- **Task requirements**
In your copy, reproduce the entries exactly as they are, minus the images.

(Records with interface code)

##########

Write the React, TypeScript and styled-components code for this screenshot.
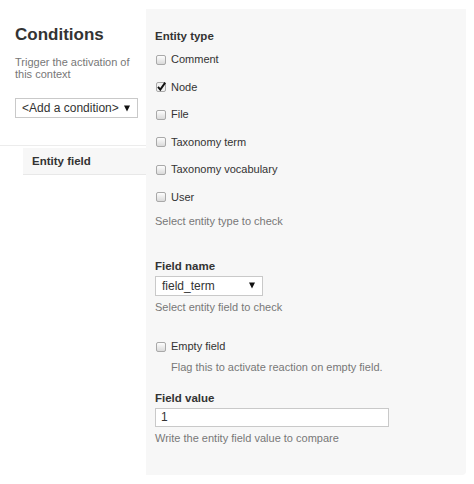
import React from 'react';
import styled, { createGlobalStyle } from 'styled-components';

const GlobalStyle = createGlobalStyle`
  html, body {
    margin: 0;
    padding: 0;
    background: #fff;
  }
  body {
    font-family: 'Liberation Sans', Arial, sans-serif;
    color: #333;
  }
`;

const Page = styled.div`
  display: flex;
  align-items: flex-start;
  padding-top: 9px;
`;

const Sidebar = styled.div`
  width: 146px;
  flex-shrink: 0;
`;

const SideHead = styled.div`
  padding: 0 8px 0 15px;
`;

const Title = styled.h2`
  margin: 16px 0 0;
  font-size: 17px;
  line-height: 20px;
  font-weight: bold;
  color: #333;
`;

const SideText = styled.p`
  margin: 11px 0 0;
  font-size: 11px;
  line-height: 12px;
  color: #777;
`;

const Select = styled.div<{ $width: number; $mt: number }>`
  box-sizing: border-box;
  width: ${(p) => p.$width}px;
  height: 20px;
  margin-top: ${(p) => p.$mt}px;
  padding: 0 7px 0 6px;
  display: flex;
  align-items: center;
  justify-content: space-between;
  border: 1px solid #c9c9c9;
  background: #fff;
  font-size: 12px;
  color: #333;
`;

const Arrow = () => (
  <svg width="6" height="7" viewBox="0 0 6 7">
    <path d="M0 0.5 H6 L3 6.5 Z" fill="#111" />
  </svg>
);

const Tabs = styled.div`
  margin-top: 27px;
  border-top: 1px solid #ececec;
  padding-top: 2px;
`;

const Tab = styled.div`
  margin-left: 23px;
  height: 26px;
  padding-left: 9px;
  display: flex;
  align-items: center;
  background: #f7f7f7;
  border-bottom: 1px solid #e8e8e8;
  font-size: 11.5px;
  font-weight: bold;
  color: #333;
`;

const Panel = styled.div`
  box-sizing: border-box;
  width: 320px;
  height: 466px;
  padding: 20px 9px 0;
  background: #f7f7f7;
  border-bottom-right-radius: 4px;
`;

const FieldLabel = styled.div<{ $mt?: number }>`
  margin-top: ${(p) => p.$mt ?? 0}px;
  font-size: 11.5px;
  line-height: 14px;
  font-weight: bold;
  color: #333;
`;

const OptionList = styled.div`
  margin-top: 9px;
  display: flex;
  flex-direction: column;
  gap: 13.5px;
`;

const Option = styled.label<{ $mt?: number }>`
  display: flex;
  align-items: center;
  height: 14px;
  margin-top: ${(p) => p.$mt ?? 0}px;
  font-size: 11px;
  color: #333;
`;

const Box = styled.span<{ $checked?: boolean }>`
  box-sizing: border-box;
  width: 10px;
  height: 10px;
  margin: 1px 5px 0 1px;
  position: relative;
  border: 1px solid #a9a9a9;
  border-radius: 2px;
  background: ${(p) =>
    p.$checked ? '#f2f2f2' : 'linear-gradient(#fdfdfd, #dadada)'};
  flex-shrink: 0;
`;

const Tick = styled.svg`
  position: absolute;
  left: -1px;
  top: -2px;
`;

const Help = styled.div<{ $mt: number; $indent?: number }>`
  margin-top: ${(p) => p.$mt}px;
  padding-left: ${(p) => p.$indent ?? 0}px;
  font-size: 11px;
  line-height: 14px;
  color: #777;
`;

const TextInput = styled.div`
  box-sizing: border-box;
  width: 234px;
  height: 19px;
  margin-top: 2.5px;
  padding-left: 5px;
  display: flex;
  align-items: center;
  border: 1px solid #c9c9c9;
  background: #fff;
  font-size: 12px;
  color: #333;
`;

const Checkbox = ({ label, checked, mt }: { label: string; checked?: boolean; mt?: number }) => (
  <Option $mt={mt}>
    <Box $checked={checked}>
      {checked && (
        <Tick width="11" height="11" viewBox="0 0 11 11">
          <path d="M2 5.8 L4.3 8.6 L9.2 1.6" fill="none" stroke="#111" strokeWidth="1.9" />
        </Tick>
      )}
    </Box>
    {label}
  </Option>
);

const entityTypes = [
  { label: 'Comment' },
  { label: 'Node', checked: true },
  { label: 'File' },
  { label: 'Taxonomy term' },
  { label: 'Taxonomy vocabulary' },
  { label: 'User' },
];

export default function App() {
  return (
    <>
      <GlobalStyle />
      <Page>
        <Sidebar>
          <SideHead>
            <Title>Conditions</Title>
            <SideText>Trigger the activation of this context</SideText>
            <Select $width={123} $mt={18}>
              &lt;Add a condition&gt;
              <Arrow />
            </Select>
          </SideHead>
          <Tabs>
            <Tab>Entity field</Tab>
          </Tabs>
        </Sidebar>
        <Panel>
          <FieldLabel>Entity type</FieldLabel>
          <OptionList>
            {entityTypes.map((t) => (
              <Checkbox key={t.label} label={t.label} checked={t.checked} />
            ))}
          </OptionList>
          <Help $mt={10.7}>Select entity type to check</Help>

          <FieldLabel $mt={31.3}>Field name</FieldLabel>
          <Select $width={108} $mt={2.5}>
            field_term
            <Arrow />
          </Select>
          <Help $mt={4.2}>Select entity field to check</Help>

          <Checkbox label="Empty field" mt={25} />
          <Help $mt={6.5} $indent={16}>Flag this to activate reaction on empty field.</Help>

          <FieldLabel $mt={17.8}>Field value</FieldLabel>
          <TextInput>1</TextInput>
          <Help $mt={4.2}>Write the entity field value to compare</Help>
        </Panel>
      </Page>
    </>
  );
}
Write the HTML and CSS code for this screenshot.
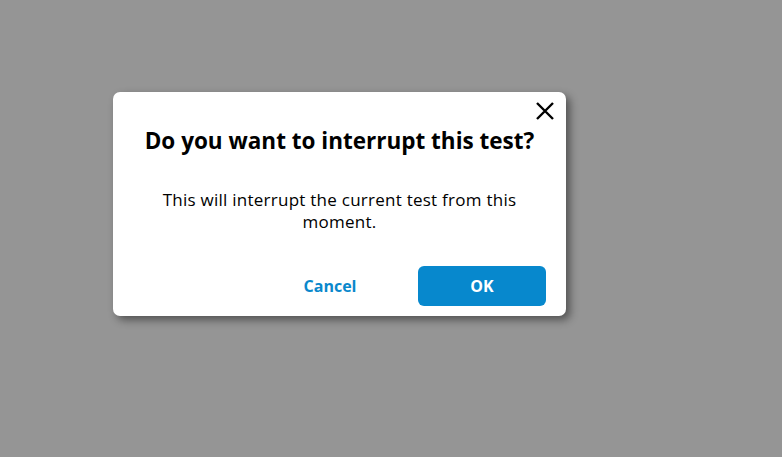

##########

- **Problem solution**
Write the React, TypeScript and styled-components code for this screenshot.
import React from 'react';
import styled, { createGlobalStyle } from 'styled-components';

const GlobalStyle = createGlobalStyle`
  html, body {
    margin: 0;
    padding: 0;
    background: #fff;
  }
  body {
    font-family: 'Liberation Sans', Arial, sans-serif;
    color: #333;
  }
`;

const Page = styled.div`
  display: flex;
  align-items: flex-start;
  padding-top: 9px;
`;

const Sidebar = styled.div`
  width: 146px;
  flex-shrink: 0;
`;

const SideHead = styled.div`
  padding: 0 8px 0 15px;
`;

const Title = styled.h2`
  margin: 16px 0 0;
  font-size: 17px;
  line-height: 20px;
  font-weight: bold;
  color: #333;
`;

const SideText = styled.p`
  margin: 11px 0 0;
  font-size: 11px;
  line-height: 12px;
  color: #777;
`;

const Select = styled.div<{ $width: number; $mt: number }>`
  box-sizing: border-box;
  width: ${(p) => p.$width}px;
  height: 20px;
  margin-top: ${(p) => p.$mt}px;
  padding: 0 7px 0 6px;
  display: flex;
  align-items: center;
  justify-content: space-between;
  border: 1px solid #c9c9c9;
  background: #fff;
  font-size: 12px;
  color: #333;
`;

const Arrow = () => (
  <svg width="6" height="7" viewBox="0 0 6 7">
    <path d="M0 0.5 H6 L3 6.5 Z" fill="#111" />
  </svg>
);

const Tabs = styled.div`
  margin-top: 27px;
  border-top: 1px solid #ececec;
  padding-top: 2px;
`;

const Tab = styled.div`
  margin-left: 23px;
  height: 26px;
  padding-left: 9px;
  display: flex;
  align-items: center;
  background: #f7f7f7;
  border-bottom: 1px solid #e8e8e8;
  font-size: 11.5px;
  font-weight: bold;
  color: #333;
`;

const Panel = styled.div`
  box-sizing: border-box;
  width: 320px;
  height: 466px;
  padding: 20px 9px 0;
  background: #f7f7f7;
  border-bottom-right-radius: 4px;
`;

const FieldLabel = styled.div<{ $mt?: number }>`
  margin-top: ${(p) => p.$mt ?? 0}px;
  font-size: 11.5px;
  line-height: 14px;
  font-weight: bold;
  color: #333;
`;

const OptionList = styled.div`
  margin-top: 9px;
  display: flex;
  flex-direction: column;
  gap: 13.5px;
`;

const Option = styled.label<{ $mt?: number }>`
  display: flex;
  align-items: center;
  height: 14px;
  margin-top: ${(p) => p.$mt ?? 0}px;
  font-size: 11px;
  color: #333;
`;

const Box = styled.span<{ $checked?: boolean }>`
  box-sizing: border-box;
  width: 10px;
  height: 10px;
  margin: 1px 5px 0 1px;
  position: relative;
  border: 1px solid #a9a9a9;
  border-radius: 2px;
  background: ${(p) =>
    p.$checked ? '#f2f2f2' : 'linear-gradient(#fdfdfd, #dadada)'};
  flex-shrink: 0;
`;

const Tick = styled.svg`
  position: absolute;
  left: -1px;
  top: -2px;
`;

const Help = styled.div<{ $mt: number; $indent?: number }>`
  margin-top: ${(p) => p.$mt}px;
  padding-left: ${(p) => p.$indent ?? 0}px;
  font-size: 11px;
  line-height: 14px;
  color: #777;
`;

const TextInput = styled.div`
  box-sizing: border-box;
  width: 234px;
  height: 19px;
  margin-top: 2.5px;
  padding-left: 5px;
  display: flex;
  align-items: center;
  border: 1px solid #c9c9c9;
  background: #fff;
  font-size: 12px;
  color: #333;
`;

const Checkbox = ({ label, checked, mt }: { label: string; checked?: boolean; mt?: number }) => (
  <Option $mt={mt}>
    <Box $checked={checked}>
      {checked && (
        <Tick width="11" height="11" viewBox="0 0 11 11">
          <path d="M2 5.8 L4.3 8.6 L9.2 1.6" fill="none" stroke="#111" strokeWidth="1.9" />
        </Tick>
      )}
    </Box>
    {label}
  </Option>
);

const entityTypes = [
  { label: 'Comment' },
  { label: 'Node', checked: true },
  { label: 'File' },
  { label: 'Taxonomy term' },
  { label: 'Taxonomy vocabulary' },
  { label: 'User' },
];

export default function App() {
  return (
    <>
      <GlobalStyle />
      <Page>
        <Sidebar>
          <SideHead>
            <Title>Conditions</Title>
            <SideText>Trigger the activation of this context</SideText>
            <Select $width={123} $mt={18}>
              &lt;Add a condition&gt;
              <Arrow />
            </Select>
          </SideHead>
          <Tabs>
            <Tab>Entity field</Tab>
          </Tabs>
        </Sidebar>
        <Panel>
          <FieldLabel>Entity type</FieldLabel>
          <OptionList>
            {entityTypes.map((t) => (
              <Checkbox key={t.label} label={t.label} checked={t.checked} />
            ))}
          </OptionList>
          <Help $mt={10.7}>Select entity type to check</Help>

          <FieldLabel $mt={31.3}>Field name</FieldLabel>
          <Select $width={108} $mt={2.5}>
            field_term
            <Arrow />
          </Select>
          <Help $mt={4.2}>Select entity field to check</Help>

          <Checkbox label="Empty field" mt={25} />
          <Help $mt={6.5} $indent={16}>Flag this to activate reaction on empty field.</Help>

          <FieldLabel $mt={17.8}>Field value</FieldLabel>
          <TextInput>1</TextInput>
          <Help $mt={4.2}>Write the entity field value to compare</Help>
        </Panel>
      </Page>
    </>
  );
}
Write the HTML and CSS code for this screenshot.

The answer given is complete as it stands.